Portofino będzie bardziej rasowym Ferrari. Producent zajął się nie tylko odpowiednią stylizacją, ale i chociażby wzrostem mocy. Dzięki m.in. nowej mapie silnika V8 generuje tutaj 600 KM i 760 Nm. Projektanci obiecują także lepszą wydajność jednostki i poprawioną reakcję na gaz. To ma przełożyć się na odpowiednie osiągi - maksymalnie 320 km/h, a pierwsza setka już po 3,5 sekundy. Podobno także wrażenia akustyczne mają być na interesującym poziomie...
Nowe wydanie roadstera przynosi także bardziej zaawansowaną technologię w układzie jezdnym. Mamy nowe amortyzatory, wyrafinowane elektryczne wspomaganie kierownicy i trzecia generacja elektronicznego dyferencjału tylnej osi. To wszystko, by zachować odpowiedni balans pomiędzy świetnymi osiągami i sportowym prowadzeniem, a komfortem pasującym do bądź co bądź ekskluzywnego kabrioletu.

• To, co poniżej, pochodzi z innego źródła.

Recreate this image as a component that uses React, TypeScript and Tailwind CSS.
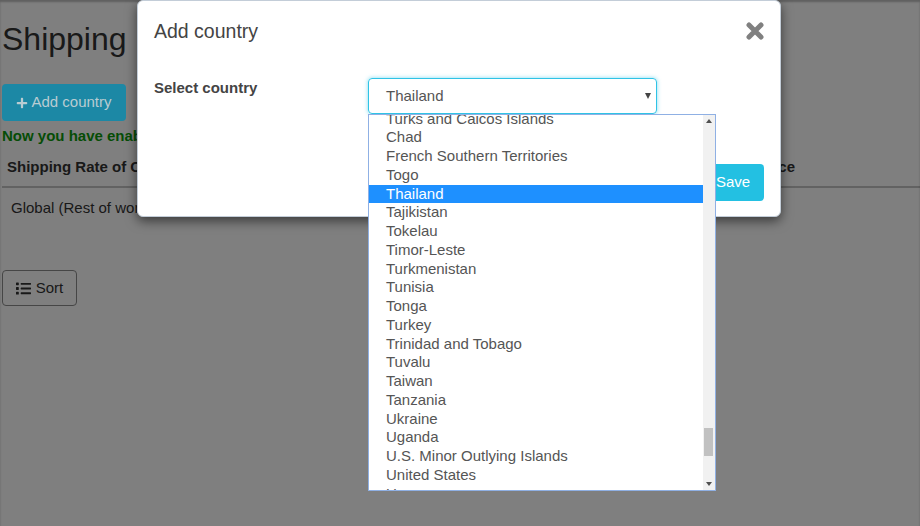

Portofino, choć od razu kojarzy się z nieco innych charakterem niż szpanerska California, wciąż jednak ma być wygodnym roadsterem. Choć Ferrari chwali się spadkiem masy własnej auta to na pokładzie znajdziemy znów bogate wyposażenie i wysokiej jakości materiały. Nowością jest zmieniona kierownica, fotele, wydajniejszy układ klimatyzacji, nowy deflektor wiatru czy też rozbudowany system inforozrywki z 10,2-calowym wyświetlaczem.